■ **Given request**: Counting only lines that hold "this", give the total and nothing more.

■ **Raw data**:
====================

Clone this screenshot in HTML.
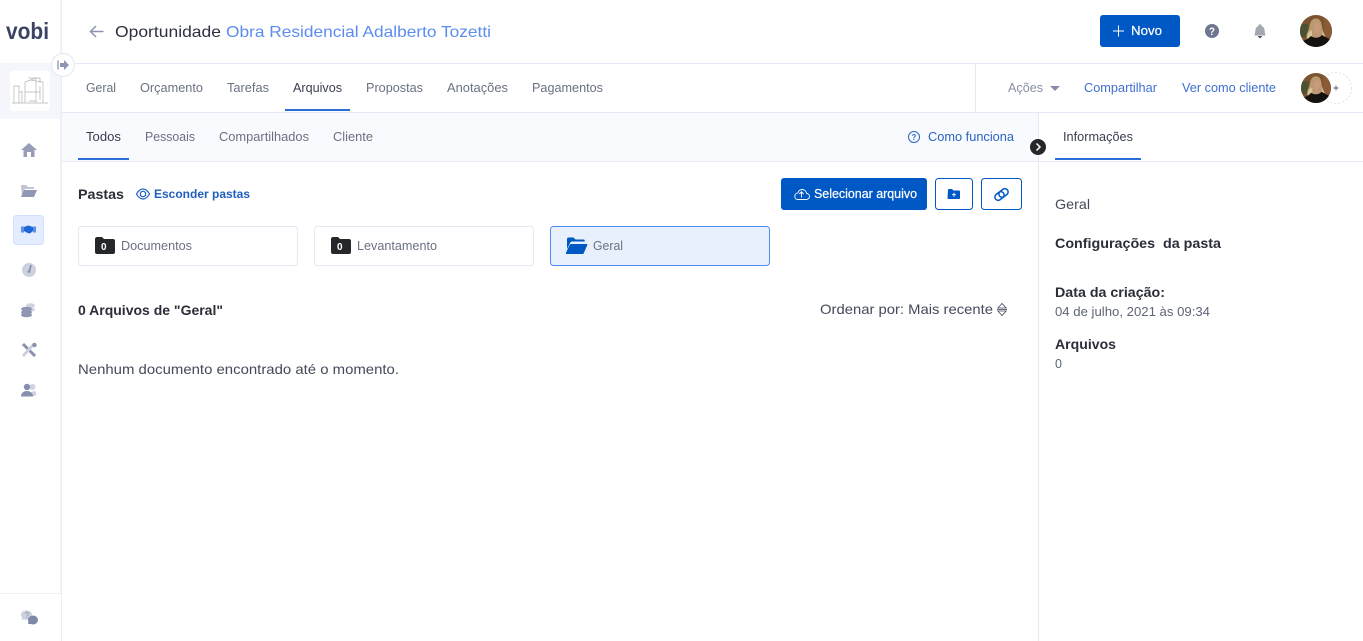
<!DOCTYPE html>
<html lang="pt-BR"><head><meta charset="utf-8"><title>Vobi</title>
<style>
html,body{margin:0;padding:0;background:#fff;width:1363px;height:641px;overflow:hidden}
svg{display:block;position:absolute;left:0;top:0}
text{font-family:"Liberation Sans",sans-serif;font-size:13px;fill:#6a7182;white-space:pre}
.b{font-weight:700;fill:#2b2d38;font-size:14px}
.a{fill:#3f6fd0}
.d{fill:#3a3f50}
.l{fill:#2a64c4}
.w{fill:#fff;stroke:#fff;stroke-width:.2px}
</style></head><body>
<svg width="1363" height="641" viewBox="0 0 1363 641" xmlns="http://www.w3.org/2000/svg" xmlns:xlink="http://www.w3.org/1999/xlink">
<defs>
<clipPath id="av"><circle cx="16" cy="16" r="16"/></clipPath>
<symbol id="avatar" viewBox="0 0 32 32">
<g clip-path="url(#av)">
<rect width="32" height="32" fill="#7b5330"/>
<rect x="0" y="9" width="8" height="13" fill="#4a5233"/>
<rect x="24" y="2" width="8" height="20" fill="#8a5b35"/>
<path d="M16 3.500c-4.500 0-6 4-6.500 8-.5 4-3.500 7-3 11 .5 3 4 4 6 2l8-1c2 2 4.500 1 4-2-.5-4-2-6-2.500-10-.5-4.500-2-8-6-8z" fill="#b99a6c"/>
<path d="M8 18c-1 3-1 5 1 7l3-1 0-9zM22 15l1 9 2-1c.5-3-1.500-5-3-8z" fill="#d8c296"/>
<ellipse cx="17" cy="12.500" rx="3.500" ry="5" fill="#c99a7e"/>
<path d="M0 25c4 2 8-1 11-4 3 2.500 8 2.500 11-1 3 2 7 4 10 5v7H0z" fill="#14110f"/>
<path d="M14.500 17h5v4c-1.500 1.500-3.500 1.500-5 0z" fill="#c2957c"/>
</g>
</symbol>
</defs>

<!-- Background panels -->
<rect x="62" y="113" width="976" height="48" fill="#f9fafd"/>
<rect x="0" y="63" width="61" height="56" fill="#f5f6fc"/>
<rect x="10" y="71" width="40" height="40" rx="3" fill="#fff"/>
<!-- Lines -->
<rect x="60" y="0" width="1" height="593" fill="#f3f4f8"/>
<rect x="61" y="0" width="1" height="641" fill="#ebedf5"/>
<rect x="62" y="63" width="1301" height="1" fill="#e4e8f4"/>
<rect x="62" y="112" width="1301" height="1" fill="#e4e8f4"/>
<rect x="975" y="64" width="1" height="48" fill="#e4e8f4"/>
<rect x="62" y="161" width="1301" height="1" fill="#e8ebf5"/>
<rect x="1038" y="113" width="1" height="528" fill="#e4e8f4"/>
<rect x="0" y="593" width="61" height="1" fill="#eeeff5"/>

<!-- Logo -->
<text x="6" y="39" textLength="43" lengthAdjust="spacingAndGlyphs" style="font-size:23px;font-weight:700;fill:#3b4463">vobi</text>

<!-- Project illustration -->
<g fill="none" stroke="#b2b5ba" stroke-width=".7">
<path d="M14 103V86h5v17M19 93l3-2v12M25 103V82l11-4v25M30 80l13 2v21M25 92h15M36 88v13H29M40 86v14M12 103h36"/>
<path d="M28 78h12v5"/>
</g>
<!-- Sidebar toggle -->
<circle cx="63" cy="65" r="11.500" fill="#fff" stroke="#e2e6f4"/>
<path d="M58 60.500v9" stroke="#8d95b0" stroke-width="1.300"/>
<path d="M60 63h4v-3l5 5-5 5v-3h-4z" fill="#8d95b0"/>

<!-- Sidebar icons -->
<path d="M21 150l8-7 8 7h-2.500v7h-3.500v-5h-4v5h-3.500v-7z" fill="#979db5"/>
<path d="M21 185h5l2 2h6v2h-9l-3 7z" fill="#c0c4d3"/>
<path d="M24 190h13l-3 7H21z" fill="#8f97b2"/>
<rect x="13.500" y="215.500" width="30" height="29" rx="3" fill="#e4edff" stroke="#d2e1ff"/>
<path d="M21 226.500h3v6h-3zM33 226.500h3v6h-3z" fill="#5d8fe8"/>
<path d="M24 227l4-1.500 2 .5 3 1v4l-3 2.500-2.500-.5-3.500-2z" fill="#1f66d6"/>
<circle cx="29" cy="270" r="7" fill="#cdd1de"/>
<path d="M29.500 271l1.500-6" stroke="#7c84a0" stroke-width="1.500"/>
<circle cx="29" cy="271.500" r="1.500" fill="#8f97b2"/>
<ellipse cx="30.500" cy="305.500" rx="4.500" ry="2.200" fill="#d0d3df"/>
<ellipse cx="30.500" cy="309.500" rx="4.500" ry="2.200" fill="#d0d3df"/>
<ellipse cx="26.500" cy="309" rx="5.500" ry="2.300" fill="#8f97b2"/>
<ellipse cx="26.500" cy="312.300" rx="5.500" ry="2.300" fill="#8f97b2"/>
<ellipse cx="26.500" cy="315" rx="5.500" ry="2.300" fill="#8f97b2"/>
<path d="M23 344l12 12" stroke="#8790ac" stroke-width="3"/>
<path d="M34 344l-11 12" stroke="#cdd1de" stroke-width="3"/>
<circle cx="34.500" cy="345" r="2.200" fill="#8790ac"/>
<circle cx="32.500" cy="387" r="3" fill="#d0d3df"/>
<path d="M30 396c0-3 2-5 5-5 1.500 1 1.500 4 .5 5z" fill="#d0d3df"/>
<circle cx="27" cy="387" r="3.200" fill="#8790ac"/>
<path d="M21 396.500c0-3.500 2.500-5.500 6-5.500s6 2 6 5.500z" fill="#8790ac"/>
<ellipse cx="26.500" cy="615" rx="5.500" ry="4.800" fill="#cdd1de"/>
<path d="M22.500 618l-1.500 2 4-1z" fill="#cdd1de"/>
<text x="24.800" y="618" style="font-size:8px;fill:#8790ac">?</text>
<ellipse cx="33" cy="620" rx="5" ry="4.500" fill="#7f88a6"/>
<path d="M29 619l-1 5h6z" fill="#7f88a6"/>

<!-- Header -->
<path d="M103.500 31.500H91M96 26l-5.500 5.500L96 37" fill="none" stroke="#8d94ae" stroke-width="1.500"/>
<text x="115" y="37" textLength="106" lengthAdjust="spacingAndGlyphs" style="font-size:16px;fill:#2c3040">Oportunidade</text>
<text x="226" y="37" textLength="265" lengthAdjust="spacingAndGlyphs" style="font-size:16px;fill:#5b8def">Obra Residencial Adalberto Tozetti</text>
<rect x="1100" y="15" width="80" height="32" rx="3" fill="#0058c4"/>
<path d="M1118.500 25.500v11M1113 31h11" stroke="#fff" stroke-width="1"/>
<text x="1131" y="35" textLength="31" lengthAdjust="spacingAndGlyphs" class="w" style="font-size:13px">Novo</text>
<circle cx="1212" cy="31" r="7" fill="#6e7790"/>
<text x="1209" y="35" textLength="6" lengthAdjust="spacingAndGlyphs" style="font-size:11px;font-weight:700;fill:#fff">?</text>
<path d="M1254 35.500c1.500-1.500 1-4 1.500-6 .4-2 1.500-3 3-3.500v-1.500h3v1.500c1.500.5 2.600 1.500 3 3.500.5 2 0 4.500 1.500 6z" fill="#a3a7af"/>
<path d="M1257.500 36h5l-2.500 2.500z" fill="#50535b"/>
<use xlink:href="#avatar" href="#avatar" x="1300" y="15" width="32" height="32"/>

<!-- Main tabs -->
<text x="86" y="92" textLength="30" lengthAdjust="spacingAndGlyphs">Geral</text>
<text x="140" y="92" textLength="63" lengthAdjust="spacingAndGlyphs">Orçamento</text>
<text x="227" y="92" textLength="42" lengthAdjust="spacingAndGlyphs">Tarefas</text>
<text x="293" y="92" textLength="49" lengthAdjust="spacingAndGlyphs" class="d">Arquivos</text>
<rect x="285" y="109" width="65" height="2" fill="#2a6fd8"/>
<text x="366" y="92" textLength="57" lengthAdjust="spacingAndGlyphs">Propostas</text>
<text x="447" y="92" textLength="61" lengthAdjust="spacingAndGlyphs">Anotações</text>
<text x="532" y="92" textLength="71" lengthAdjust="spacingAndGlyphs">Pagamentos</text>
<text x="1008" y="92" textLength="35" lengthAdjust="spacingAndGlyphs" style="fill:#8a90a3">Ações</text>
<path d="M1050 86h10l-5 5z" fill="#858dab"/>
<text x="1084" y="92" textLength="73" lengthAdjust="spacingAndGlyphs" class="a">Compartilhar</text>
<text x="1182" y="92" textLength="94" lengthAdjust="spacingAndGlyphs" class="a">Ver como cliente</text>
<circle cx="1336" cy="88" r="15.500" fill="#fff" stroke="#dfe2ea" stroke-dasharray="2 2"/>
<use xlink:href="#avatar" href="#avatar" x="1301" y="73" width="30" height="30"/>
<path d="M1336 85.500v5M1333.500 88h5" stroke="#555b6c" stroke-width=".9"/>

<!-- Sub tabs -->
<text x="86" y="141" textLength="35" lengthAdjust="spacingAndGlyphs" class="d">Todos</text>
<rect x="78" y="158" width="51" height="2" fill="#2a6fd8"/>
<text x="145" y="141" textLength="50" lengthAdjust="spacingAndGlyphs">Pessoais</text>
<text x="219" y="141" textLength="90" lengthAdjust="spacingAndGlyphs">Compartilhados</text>
<text x="333" y="141" textLength="40" lengthAdjust="spacingAndGlyphs">Cliente</text>
<circle cx="914" cy="137" r="5.500" fill="none" stroke="#2a64c4" stroke-width="1"/>
<text x="911.800" y="140" textLength="4.500" lengthAdjust="spacingAndGlyphs" style="font-size:8px;font-weight:700;fill:#2a64c4">?</text>
<text x="928" y="141" textLength="86" lengthAdjust="spacingAndGlyphs" class="l">Como funciona</text>
<circle cx="1038" cy="147" r="8" fill="#26272b"/>
<path d="M1036.500 143.500l3.500 3.500-3.500 3.500" fill="none" stroke="#fff" stroke-width="1.500"/>
<text x="1063" y="141" textLength="70" lengthAdjust="spacingAndGlyphs" class="d">Informações</text>
<rect x="1055" y="158" width="86" height="2" fill="#2a6fd8"/>

<!-- Pastas -->
<text x="78" y="199" textLength="46" lengthAdjust="spacingAndGlyphs" class="b">Pastas</text>
<path d="M136.500 194c2-3.500 4.300-5 6.500-5s4.500 1.500 6.500 5c-2 3.500-4.300 5-6.500 5s-4.500-1.500-6.500-5z" fill="none" stroke="#1f5fbf" stroke-width="1.200"/>
<circle cx="143" cy="194" r="2.700" fill="none" stroke="#1f5fbf" stroke-width="1.200"/>
<text x="154" y="198" textLength="96" lengthAdjust="spacingAndGlyphs" style="font-size:12px;font-weight:700;fill:#1f5fbf">Esconder pastas</text>
<rect x="781" y="178" width="146" height="32" rx="3" fill="#0058c4"/>
<path d="M797 199.500h9c2 0 3.500-1.300 3.500-3 0-1.600-1.200-2.800-2.800-3-.5-2.400-2.300-4-4.500-4-2 0-3.800 1.300-4.300 3.400-1.700.2-3.100 1.500-3.100 3.200 0 1.900 1 3.400 2.700 3.400z" fill="none" stroke="#fff" stroke-width=".9"/>
<path d="M801.500 197.500v-5.500M799.300 194l2.200-2.200 2.200 2.200" fill="none" stroke="#fff" stroke-width=".9"/>
<text x="814" y="198" textLength="103" lengthAdjust="spacingAndGlyphs" class="w" style="font-size:12.500px">Selecionar arquivo</text>
<rect x="935.500" y="178.500" width="37" height="31" rx="3" fill="#fff" stroke="#0058c4"/>
<path d="M948 190c0-.6.400-1 1-1h3l1.500 1.500h5.500c.6 0 1 .4 1 1v6.500c0 .6-.4 1-1 1h-10.500c-.6 0-1-.4-1-1z" fill="#0058c4"/>
<path d="M954 192.700v4M952 194.700h4" stroke="#fff" stroke-width=".9"/>
<rect x="981.500" y="178.500" width="40" height="31" rx="3" fill="#fff" stroke="#0058c4"/>
<g fill="none" stroke="#0058c4" stroke-width="1.500" transform="rotate(-38 1001.500 194.500)">
<rect x="994" y="191.200" width="10" height="6.500" rx="3.250"/>
<rect x="999" y="191.300" width="10" height="6.500" rx="3.250"/>
</g>

<!-- Folder cards -->
<rect x="78.500" y="226.500" width="219" height="39" rx="3" fill="#fff" stroke="#e4e8f4"/>
<rect x="314.500" y="226.500" width="219" height="39" rx="3" fill="#fff" stroke="#e4e8f4"/>
<rect x="550.500" y="226.500" width="219" height="39" rx="3" fill="#e9f0fd" stroke="#4f8cf0"/>
<path d="M95 239c0-1 .8-2 2-2h5l2 2h9c1.200 0 2 .8 2 2v11c0 1.200-.8 2-2 2H97c-1.200 0-2-.8-2-2z" fill="#26272b"/>
<text x="101" y="250" style="font-size:10px;font-weight:700;fill:#fff">0</text>
<text x="121" y="250" textLength="71" lengthAdjust="spacingAndGlyphs">Documentos</text>
<path d="M331 239c0-1 .8-2 2-2h5l2 2h9c1.200 0 2 .8 2 2v11c0 1.200-.8 2-2 2h-16c-1.200 0-2-.8-2-2z" fill="#26272b"/>
<text x="337" y="250" style="font-size:10px;font-weight:700;fill:#fff">0</text>
<text x="357" y="250" textLength="80" lengthAdjust="spacingAndGlyphs">Levantamento</text>
<path d="M567 239c0-.8.600-1.500 1.500-1.500h5l2 2h8c.8 0 1.300.5 1.300 1.300v.7h-12.500c-1 0-1.800.5-2.300 1.500l-3 6z" fill="#0058c4"/>
<path d="M571 244h15.500c.8 0 1 .5.700 1.200l-3.500 8c-.3.500-.7.800-1.300.8H567c-1 0-1.300-.6-1-1.300l3.500-7.700c.3-.6.800-1 1.500-1z" fill="#0058c4"/>
<text x="593" y="250" textLength="30" lengthAdjust="spacingAndGlyphs">Geral</text>

<!-- Listing -->
<text x="78" y="315" textLength="145" lengthAdjust="spacingAndGlyphs" class="b">0 Arquivos de "Geral"</text>
<text x="820" y="314" textLength="173" lengthAdjust="spacingAndGlyphs" style="font-size:14px;fill:#444a5a">Ordenar por: Mais recente</text>
<path d="M997.800 308l4.200-4.500 4.200 4.500zM997.800 311l4.200 4.500 4.200-4.500z" fill="none" stroke="#444a5a" stroke-width=".8"/>
<path d="M997 309.500h10" stroke="#444a5a" stroke-width=".8"/>
<text x="78" y="374" textLength="321" lengthAdjust="spacingAndGlyphs" style="font-size:14px;fill:#444a5a">Nenhum documento encontrado até o momento.</text>

<!-- Right panel -->
<text x="1055" y="209" textLength="35" lengthAdjust="spacingAndGlyphs" style="font-size:14px;fill:#444a5a">Geral</text>
<text x="1055" y="248" textLength="166" lengthAdjust="spacingAndGlyphs" class="b">Configurações  da pasta</text>
<text x="1055" y="297" textLength="110" lengthAdjust="spacingAndGlyphs" class="b">Data da criação:</text>
<text x="1055" y="316" textLength="155" lengthAdjust="spacingAndGlyphs" style="font-size:12.500px;fill:#5d6475">04 de julho, 2021 às 09:34</text>
<text x="1055" y="349" textLength="61" lengthAdjust="spacingAndGlyphs" class="b">Arquivos</text>
<text x="1055" y="368" style="font-size:12.500px;fill:#5d6475">0</text>
</svg>
</body></html>
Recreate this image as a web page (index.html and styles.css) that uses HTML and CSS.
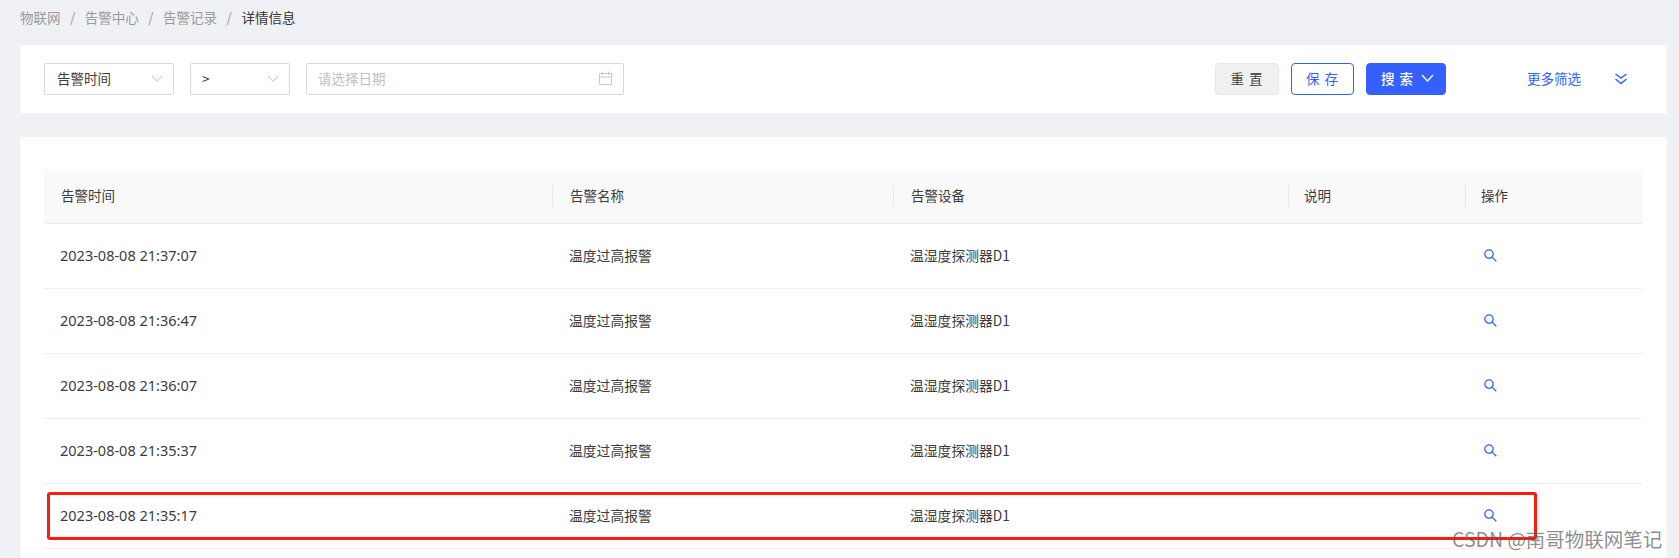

====================

■ **Result of the exercise**: 2